On September 21, 1986, in a journal entry judgment, the court found, “The pleadings of the case are made up by the ej ectment peition [sic], a general denial and a reply in the nature of a general denial. No equitable defenses are before the Court.” The district court rendered judgment for the plaintiff for possession of the property and ordered the deed and other documents held in escrow returned to plaintiff. The court denied defendants’ motion for new trial, and defendants timely appealed to this court. In this appeal, defendants’ assignments of error may be summarized as errors of the trial court (1) in finding there were no equitable defenses before the court, and (2) in granting possession of the property in question to plaintiff without considering defendants’ large equity in the property. We reverse and dismiss.

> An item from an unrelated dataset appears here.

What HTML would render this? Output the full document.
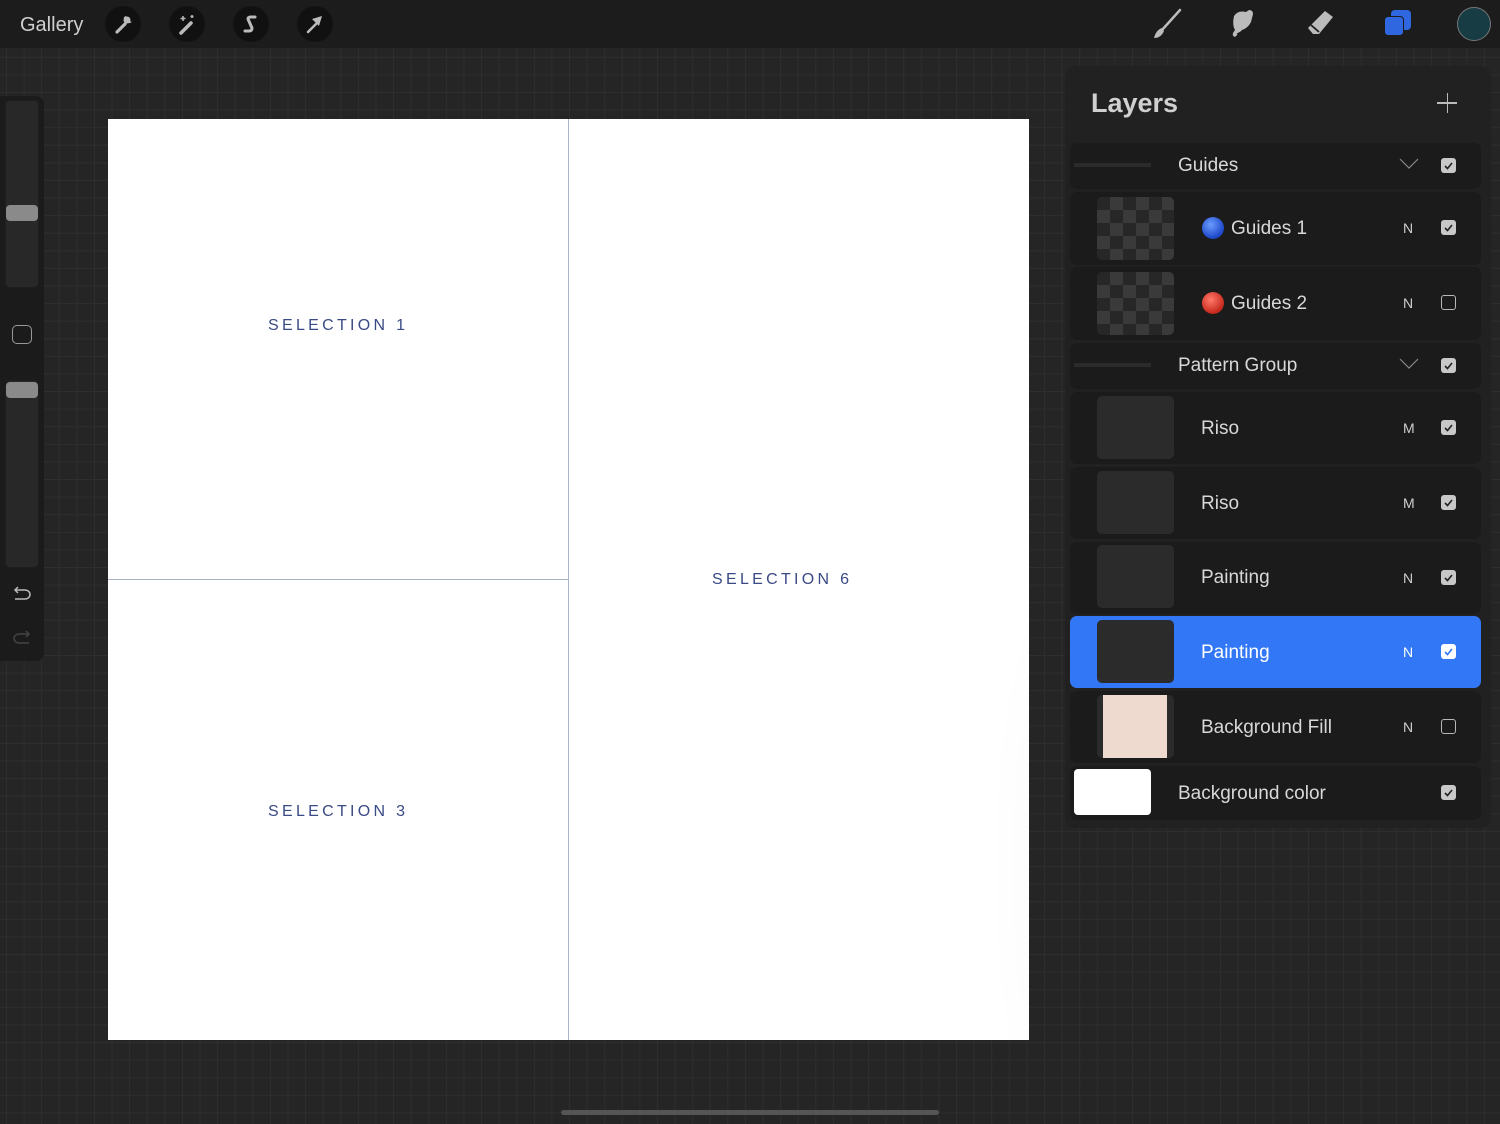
<!DOCTYPE html>
<html><head><meta charset="utf-8"><style>
*{margin:0;padding:0;box-sizing:border-box}
body{width:1500px;height:1124px;overflow:hidden;position:relative;font-family:"Liberation Sans",sans-serif;
background-color:#252525;
background-image:linear-gradient(to right,#2e2e2e 1px,transparent 1px),linear-gradient(to bottom,#2e2e2e 1px,transparent 1px);
background-size:17.6px 17.6px;background-position:6px 4px}
.a{position:absolute}
.top{left:0;top:0;width:1500px;height:48px;background:#1c1c1c}
.circ{width:36px;height:36px;border-radius:50%;background:#111;top:6px}
.canvas{left:108px;top:119px;width:921px;height:921px;background:#fff;
background-image:radial-gradient(ellipse 160px 420px at 1040px 750px,rgba(0,0,0,0.045),transparent)}
.sel{color:#3a4a85;font-size:16px;letter-spacing:3.3px}
.side{left:0;top:96px;width:44px;height:565px;background:#1b1b1b;border-radius:0 8px 8px 0}
.track{left:5px;width:34px;background:#282828;border-radius:5px;border:1px solid #1f1f1f}
.knob{left:6px;width:32px;height:16px;background:#8a8a8a;border-radius:4px}
.panel{left:1065px;top:66px;width:426px;height:762px;background:#212121;border-radius:10px}
.row{left:1070px;width:411px;background:#1b1b1b;border-radius:7px}
.th{left:1097px;width:77px;height:63px;background:#2b2b2b;border-radius:5px}
.chk{left:1441px;width:15px;height:15px;border-radius:3px;background:#c8c8c8}
.chk svg{position:absolute;left:3px;top:3px}
.unchk{left:1441px;width:15px;height:15px;border-radius:3px;border:1.5px solid #b8b8b8}
.t{color:#d8d8d8;font-size:19px}
.m{color:#cfcfcf;font-size:14px;left:1403px}
.checker{background-color:#272727;background-image:linear-gradient(45deg,#3a3a3a 25%,transparent 25%,transparent 75%,#3a3a3a 75%),linear-gradient(45deg,#3a3a3a 25%,transparent 25%,transparent 75%,#3a3a3a 75%);background-size:26px 26px;background-position:0 0,13px 13px}
.dot{width:22px;height:22px;border-radius:50%}
</style></head><body>
<div class="a top"></div>
<div class="a" style="left:20px;top:14px;color:#cfcfcf;font-size:20px">Gallery</div>
<div class="a circ" style="left:105px"></div><div class="a circ" style="left:169px"></div><div class="a circ" style="left:233px"></div><div class="a circ" style="left:297px"></div>
<svg class="a" style="left:105px;top:6px" width="36" height="36" viewBox="0 0 36 36"><path d="M12 26l8-8" stroke="#bbb" stroke-width="3.2" stroke-linecap="round"/><path d="M19 11a5 5 0 0 0 6 6l2-1l-3-1l-2-2l-1-3z" fill="#bbb"/><circle cx="22" cy="14" r="3.5" fill="#bbb"/></svg>
<svg class="a" style="left:169px;top:6px" width="36" height="36" viewBox="0 0 36 36"><path d="M12 27l10-10" stroke="#bbb" stroke-width="3.5" stroke-linecap="round"/><path d="M14 10v5M11.5 12.5h5M23 9v3M21.5 10.5h3" stroke="#bbb" stroke-width="1.5"/></svg>
<svg class="a" style="left:233px;top:6px" width="36" height="36" viewBox="0 0 36 36"><path d="M22 11h-4q-3 0-3 2l4 9q0 3-3 3h-4" stroke="#bbb" stroke-width="3" fill="none" stroke-linecap="round"/></svg>
<svg class="a" style="left:297px;top:6px" width="36" height="36" viewBox="0 0 36 36"><path d="M11 26l10-10" stroke="#bbb" stroke-width="2.5" stroke-linecap="round"/><path d="M25 10l-3 10-7-7z" fill="#bbb"/></svg>
<svg class="a" style="left:1150px;top:8px" width="34" height="32" viewBox="0 0 34 32"><path d="M30 2L12 22" stroke="#bbb" stroke-width="2.5" stroke-linecap="round"/><path d="M12 20q-6 2-8 10q7 0 10-7z" fill="#bbb"/></svg>
<svg class="a" style="left:1228px;top:8px" width="30" height="32" viewBox="0 0 30 32"><path d="M6 8q4-6 12-4l3-2q4 0 4 4l-2 8q-3 6-9 8l-7 7q-3-1-2-4l2-3q-3-5-1-14z" fill="#bbb"/><path d="M9 26q4-2 8-4" stroke="#1c1c1c" stroke-width="1.2" fill="none"/></svg>
<svg class="a" style="left:1303px;top:8px" width="34" height="32" viewBox="0 0 34 32"><path d="M22 3l8 6l-14 17h-6l-5-6z" fill="#bbb"/><path d="M8 17l8 7" stroke="#1c1c1c" stroke-width="1.8"/></svg>
<div class="a" style="left:1391px;top:10px;width:20px;height:20px;background:#2f67e0;border-radius:4px"></div>
<div class="a" style="left:1384px;top:16px;width:20px;height:20px;background:#2f67e0;border-radius:4px;border:1.5px solid #1c1c1c"></div>
<div class="a" style="left:1457px;top:7px;width:34px;height:34px;border-radius:50%;background:#173c44;border:1.5px solid #777"></div>

<div class="a canvas"></div>
<div class="a" style="left:568px;top:119px;width:1px;height:921px;background:#a9b2c6"></div>
<div class="a" style="left:108px;top:579px;width:460px;height:1px;background:#a9b2c6"></div>
<div class="a sel" style="left:268px;top:317px">SELECTION 1</div>
<div class="a sel" style="left:268px;top:803px">SELECTION 3</div>
<div class="a sel" style="left:712px;top:571px">SELECTION 6</div>

<div class="a side"></div>
<div class="a track" style="top:100px;height:188px"></div>
<div class="a knob" style="top:205px"></div>
<div class="a" style="left:12px;top:325px;width:20px;height:19px;border:1.5px solid #999;border-radius:5px"></div>
<div class="a track" style="top:380px;height:188px"></div>
<div class="a knob" style="top:382px"></div>
<svg class="a" style="left:10px;top:585px" width="24" height="20" viewBox="0 0 24 20"><path d="M5 5h10a5 4.5 0 0 1 0 9h-10M8 2l-3 3l3 3" stroke="#bbb" stroke-width="1.5" fill="none"/></svg>
<svg class="a" style="left:10px;top:628px" width="24" height="20" viewBox="0 0 24 20"><path d="M19 6h-10a5 4.5 0 0 0 0 9h10M16 3l3 3l-3 3" stroke="#444" stroke-width="1.5" fill="none"/></svg>

<div class="a panel"></div>
<div class="a" style="left:1091px;top:88px;color:#d0d0d0;font-size:27px;font-weight:bold">Layers</div>
<div class="a" style="left:1437px;top:102px;width:20px;height:1.5px;background:#bbb"></div>
<div class="a" style="left:1446.5px;top:93px;width:1.5px;height:20px;background:#bbb"></div>

<div class="a row" style="top:143px;height:46px"></div>
<div class="a" style="left:1074px;top:163px;width:77px;height:4px;background:#2b2b2b"></div>
<div class="a t" style="left:1178px;top:155px">Guides</div>
<svg class="a" style="left:1399px;top:158px" width="20" height="12"><path d="M1 1l9 9l9-9" stroke="#888" stroke-width="1.2" fill="none"/></svg>
<div class="a chk" style="top:158px"><svg width="9" height="9"><path d="M1 5l2.5 2.5L8 2" stroke="#222" stroke-width="1.6" fill="none"/></svg></div>

<div class="a row" style="top:192px;height:73px"></div>
<div class="a th checker" style="top:197px"></div>
<div class="a dot" style="left:1202px;top:217px;background:radial-gradient(circle at 40% 35%,#6b9cff,#1c47c8 70%)"></div>
<div class="a t" style="left:1231px;top:218px">Guides 1</div>
<div class="a m" style="top:220px">N</div>
<div class="a chk" style="top:220px"><svg width="9" height="9"><path d="M1 5l2.5 2.5L8 2" stroke="#222" stroke-width="1.6" fill="none"/></svg></div>

<div class="a row" style="top:267px;height:73px"></div>
<div class="a th checker" style="top:272px"></div>
<div class="a dot" style="left:1202px;top:292px;background:radial-gradient(circle at 40% 35%,#ff7a6a,#c6281c 70%)"></div>
<div class="a t" style="left:1231px;top:293px">Guides 2</div>
<div class="a m" style="top:295px">N</div>
<div class="a unchk" style="top:295px"></div>

<div class="a row" style="top:343px;height:46px"></div>
<div class="a" style="left:1074px;top:363px;width:77px;height:4px;background:#2b2b2b"></div>
<div class="a t" style="left:1178px;top:355px">Pattern Group</div>
<svg class="a" style="left:1399px;top:358px" width="20" height="12"><path d="M1 1l9 9l9-9" stroke="#888" stroke-width="1.2" fill="none"/></svg>
<div class="a chk" style="top:358px"><svg width="9" height="9"><path d="M1 5l2.5 2.5L8 2" stroke="#222" stroke-width="1.6" fill="none"/></svg></div>

<div class="a row" style="top:392px;height:72px"></div>
<div class="a th" style="top:396px"></div>
<div class="a t" style="left:1201px;top:418px">Riso</div>
<div class="a m" style="top:420px">M</div>
<div class="a chk" style="top:420px"><svg width="9" height="9"><path d="M1 5l2.5 2.5L8 2" stroke="#222" stroke-width="1.6" fill="none"/></svg></div>

<div class="a row" style="top:467px;height:72px"></div>
<div class="a th" style="top:471px"></div>
<div class="a t" style="left:1201px;top:493px">Riso</div>
<div class="a m" style="top:495px">M</div>
<div class="a chk" style="top:495px"><svg width="9" height="9"><path d="M1 5l2.5 2.5L8 2" stroke="#222" stroke-width="1.6" fill="none"/></svg></div>

<div class="a row" style="top:542px;height:72px"></div>
<div class="a th" style="top:545px"></div>
<div class="a t" style="left:1201px;top:567px">Painting</div>
<div class="a m" style="top:570px">N</div>
<div class="a chk" style="top:570px"><svg width="9" height="9"><path d="M1 5l2.5 2.5L8 2" stroke="#222" stroke-width="1.6" fill="none"/></svg></div>

<div class="a row" style="top:616px;height:72px;background:#3177f6"></div>
<div class="a th" style="top:620px"></div>
<div class="a t" style="left:1201px;top:642px;color:#fff">Painting</div>
<div class="a m" style="top:644px;color:#fff">N</div>
<div class="a chk" style="top:644px;background:#fff"><svg width="9" height="9"><path d="M1 5l2.5 2.5L8 2" stroke="#3177f6" stroke-width="1.6" fill="none"/></svg></div>

<div class="a row" style="top:691px;height:72px"></div>
<div class="a th" style="top:695px"></div>
<div class="a" style="left:1103px;top:695px;width:64px;height:63px;background:#efdad0"></div>
<div class="a t" style="left:1201px;top:717px">Background Fill</div>
<div class="a m" style="top:719px">N</div>
<div class="a unchk" style="top:719px"></div>

<div class="a row" style="top:766px;height:54px"></div>
<div class="a" style="left:1074px;top:769px;width:77px;height:46px;background:#fff;border-radius:4px"></div>
<div class="a t" style="left:1178px;top:783px">Background color</div>
<div class="a chk" style="top:785px"><svg width="9" height="9"><path d="M1 5l2.5 2.5L8 2" stroke="#222" stroke-width="1.6" fill="none"/></svg></div>

<div class="a" style="left:561px;top:1110px;width:378px;height:5px;background:#555;border-radius:3px"></div>
</body></html>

The record shows the following. On January 2, 1965, the defendants entered into a land contract for the purchase of 840 acres of farm ground in Furnas County. The vendors, George and Nellie Miller, agreed to sell the property for $98,000. The contract provided for a $15,000 downpayment (made in 1965), with the remaining $83,000 payable in 25 equal annual installments with interest of 5 percent. If payment was not received within 60 days of the due date (December 15 of each year), the agreement provided that all payments made by the defendants would “be forfeited . . . and retained by the [Millers] as liquidated damages in full satisfaction of all the damages sustained,” with the Millers having the “right to re-enter and take possession of” the property upon a breach by *563 the defendants. The contract also made time of the essence and contained an “adverse condition” clause giving the defendants the option of paying only the annual interest for any 2 consecutive years should they be unable to tender the entire payment. After entering into this agreement, a deed was placed in escrow, and the Millers moved to Norton, Kansas. In 1975, George Miller died. This action was begun by Nellie Miller, hereinafter referred to as plaintiff.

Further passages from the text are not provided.